Public schooling was viewed as a way to educate immigrant children into the existing American culture--to break down their "native" culture and avoid the kind of culture clashes (between religions and national origins) people brought with them from the old country.   Refusal to send children to public schools was once considered a refusal of the duties of citizenship (this changed in the '60s/'70s, with the white flight from public schools as an attempt was made to create racial balance.)   English-language-only instruction was one method used--there was to be one language all citizens understood, so that anyone from any background could communicate with anyone else...to avoid the tight little enclaves that people naturally retreat to because it's more comfortable.  Was this ideal?  No, but in a couple of generations, nearly all immigrants' grandchildren were able to speak English, even if their kids dropped out of school.

The point here is that in order to accept large numbers of immigrants, and maintain any social cohesion, acceptance by the receiving population is not the only requirement: immigrants must be willing and able to change, to merge with the receiving population.   The new place isn't the old place; the new customs aren't the old customs.   "Acceptance" is a multi-directional communications grid.  Groups that self-isolate, that determinedly distinguish themselves by location, by language, by dress, will not be accepted as readily as those that plunge into the mainstream.  This is not just an American problem--this is human nature, the tribalism that underlies all societies and must be constantly curtailed if larger groups are to co-exist.  It is natural to want to be around those who talk like you, eat the familiar foods, wear the familiar clothes, have the familiar cultural references.   But in a multicultural society like ours--and it has been multi-cultural from its inception--citizens need to go beyond nature.  That includes those who by their history find it least comfortable.

Whether a group changes its core behaviors and values after immigration or not, it must--to be assimilated later--come to understand the culture into which it has moved.   To get along, it must try not to do those things which will, sure as eggs is eggs, create friction, distrust, and dislike.    Is this a limitation on its freedom?  Yes.  It is also a limitation on the freedom of the existing culture into which it moves...it's a compromise.   A compromise isn't entirely comfortable to either side, and either side may misjudge how uncomfortable a compromise is to the other side--it is wise to grant that what you're asking the other guy to do may be quite uncomfortable to him/her.   A group must grasp that if its non-immigrant members somewhere else are causing people a lot of grief (hijacking planes and cruise ships,  blowing up embassies, etc.) it is going to have a harder row to hoe for awhile, and it would be prudent (another citizenly virtue) to a) speak out against such things without making excuses for them and b) otherwise avoid doing those things likely to cause offence.

When an Islamic group decided to build a memorial center at/near the site of the 9/11 attack, they should have been able to predict that this would upset a lot of people.  Not only were the attackers Islamic--and not only did the Islamic world in general show indecent glee about the attack, but this was only the last of many attacks on citizens and installations of this country which Islamic groups proudly claimed credit for.  That some Muslims died in the attacks is immaterial--does not wipe out the long, long chain of Islamic hostility.   It would have been one thing to have the Muslim victims' names placed with the others, and identified there as Muslims--but to use that site to proselytize for the religion that lies behind so many attacks on the innocent (I cannot forget the Jewish man in a wheelchair pushed over the side of the ship to drown, or Maj.
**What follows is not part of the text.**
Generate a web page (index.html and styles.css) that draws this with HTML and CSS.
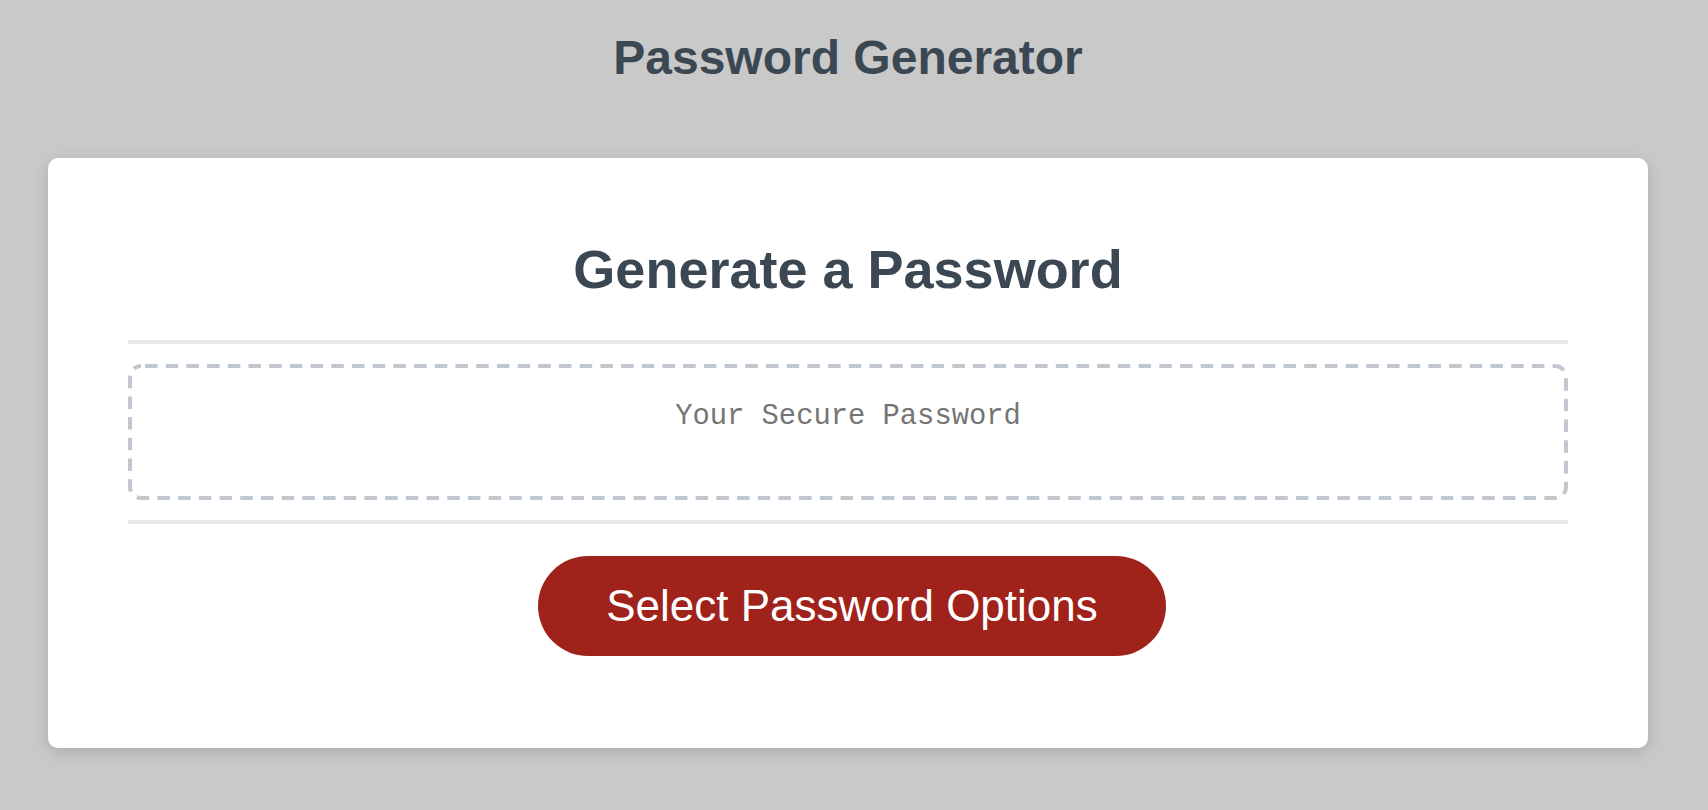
FILE: index.html
```html
<!DOCTYPE html>
<html lang="en">
<head>
<meta charset="UTF-8">
<title>Password Generator</title>
<link rel="stylesheet" href="styles.css">
</head>
<body>
<div class="wrapper">
  <header class="page-header">
    <h1 class="page-title">Password Generator</h1>
  </header>
  <div class="card">
    <div class="card-header">
      <h2 class="card-title">Generate a Password</h2>
    </div>
    <div class="card-body">
      <div class="password-box">
        <textarea readonly class="password" placeholder="Your Secure Password" aria-label="Generated Password"></textarea>
        <svg class="password-border" aria-hidden="true"><rect class="password-border-rect" x="2" y="2" rx="11" ry="11"></rect></svg>
      </div>
    </div>
    <div class="card-footer">
      <button class="btn">Select Password Options</button>
    </div>
  </div>
</div>
</body>
</html>
```

FILE: styles.css
```css
*, *::before, *::after { box-sizing: border-box; }

html, body {
  margin: 0;
  padding: 0;
}

body {
  background: #c9c9c9;
  font-family: "Liberation Sans", Arial, Helvetica, sans-serif;
  color: #3b4753;
}

.wrapper {
  padding: 30px 60px 40px 48px;
}

.page-header {
  text-align: center;
  margin-bottom: 73px;
}

.page-title {
  margin: 0;
  font-size: 48px;
  line-height: 55px;
  font-weight: 700;
  color: #3b4753;
}

.card {
  background: #ffffff;
  border-radius: 10px;
  box-shadow: rgba(0, 0, 0, 0.15) 0 4px 16px 0;
  max-width: 1600px;
  margin: 0 auto;
  padding: 60px 80px;
  font-size: 36px;
  color: #3b4753;
}

.card-header::after {
  content: "";
  display: block;
  height: 4px;
  background: #e7e9eb;
}

.card-title {
  margin: 20px 0 40px;
  font-size: 54px;
  line-height: 62px;
  font-weight: 700;
  text-align: center;
}

.password-box {
  position: relative;
  margin: 20px 0;
  height: 136px;
}

.password {
  display: block;
  width: 100%;
  height: 100%;
  margin: 0;
  padding: 32px 30px 0;
  border: 4px solid transparent;
  border-radius: 12px;
  font-family: "Courier New", "Nimbus Mono PS", "Nimbus Mono L", FreeMono, "Liberation Mono", monospace;
  font-size: 28.8px;
  text-align: center;
  resize: none;
  overflow: hidden;
  background: #fff;
  color: #3b4753;
  outline: none;
}

.password::placeholder {
  color: #757575;
  opacity: 1;
}

.password-border {
  position: absolute;
  left: 0;
  top: 0;
  width: 100%;
  height: 100%;
  pointer-events: none;
  overflow: visible;
}

.password-border-rect {
  width: calc(100% - 4px);
  height: calc(100% - 4px);
  fill: none;
  stroke: #c0c7cf;
  stroke-width: 4px;
  stroke-dasharray: 12.5 8.2;
  stroke-dashoffset: -4;
}

.card-footer {
  text-align: center;
}

.card-footer::before {
  content: "";
  display: block;
  height: 4px;
  background: #e7e9eb;
}

.btn {
  display: inline-block;
  border: none;
  background: #9f221b;
  color: #ffffff;
  border-radius: 50px;
  font-family: "Liberation Sans", Arial, Helvetica, sans-serif;
  font-size: 44px;
  line-height: 44px;
  padding: 28px 68px;
  margin: 32px 32px 32px 40px;
  vertical-align: top;
  cursor: pointer;
}
```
Nadal's attack on soldiers at Fort Hood) was bound to raise a stink.   It is hard to believe that those making the application did not know that--did not anticipate it--and were not, in a way, probing to see if they could start a controversy.  If they did not know, then they did not know enough about the culture into which they had moved.  Though I am not angry about it, and have not spoken out in opposition, I do think it was a rude and tactless thing to propose (and, if carried out, to do.)

I know--I do not dispute--that many Muslims had nothing to do with the attacks, did not approve of them, would have stopped them if they could.  I do not dispute that there are moderate, even liberal, Muslims, that many Muslims have all the virtues of civilized persons and are admirable in all those ways.  I am totally, 100%, appalled at those who want to burn the Koran (which, by the way, I have read in English translation, with the same attention I've given to other holy books) or throw paint on mosques or beat up Muslims.  But Muslims fail to recognize how much forbearance they've had.  Schools in my area held consciousness-raising sessions for kids about not teasing children in Muslim-defined clothing...but not about not teasing Jewish children or racial minorities.  More law enforcement was dedicated to protecting mosques than synagogues--and synagogues are still targeted for vandalism.  What I heard, in my area, after 9/11, was not condemnation by local mosques of the attack--but an immediate cry for protection even before anything happened.   Our church, and many others (not, obviously all) already had in place a "peace and reconciliation" program that urged us to understand, forgive, pray for, not just innocent Muslims but the attackers themselves.   It sponsored a talk by a Muslim from a local mosque--but the talk was all about how wonderful Islam was--totally ignoring the historical roots of Islamic violence.

I can easily imagine how Muslims would react to my excusing the Crusades on the basis of Islamic aggression from 600 to 1000 C.E....(for instance, excusing the building of a church on the site of a mosque in Cordoba after the Reconquista by reminding them of the mosque built on the site of an important early Christian church in Antioch.)  So I don't give that lecture to the innocent Muslims I come in contact with.  I would appreciate the same courtesy in return (and don't get it.)   The same with other points of Islam that I find appalling (especially as a free woman) and totally against those basic principles of the Declaration of Independence and the Constitution...I feel that I personally (and many others) lean over backwards to put up with these things, to let Muslims believe stuff that unfits them for citizenship, on the grounds of their personal freedom.  It would be helpful to have them understand what they're demanding of me and others--how much more they're asking than giving.  It would be helpful for them to show more understanding of the responsibilities of citizenship in a non-Muslim country.  (And the same is true for many others, of course.  Libertarians, survivalists, Tea-Partyers, fundamentalist Christians, anyone else whose goals benefit only their own group.  There's been a huge decline in the understanding of good citizenship overall.)

But I don't expect this to happen.   And on this anniversary of 9/11, all I can do is hope that no bombs are thrown, no Korans burned, no innocents killed... by anyone.

NOTE.  Time to move the crowd outside and shut the door.  All comments will be deleted, the slag recycled for another time, and no further comments made on this post.  Whatever's been said has been said, and answered, and resaid, and reanswered.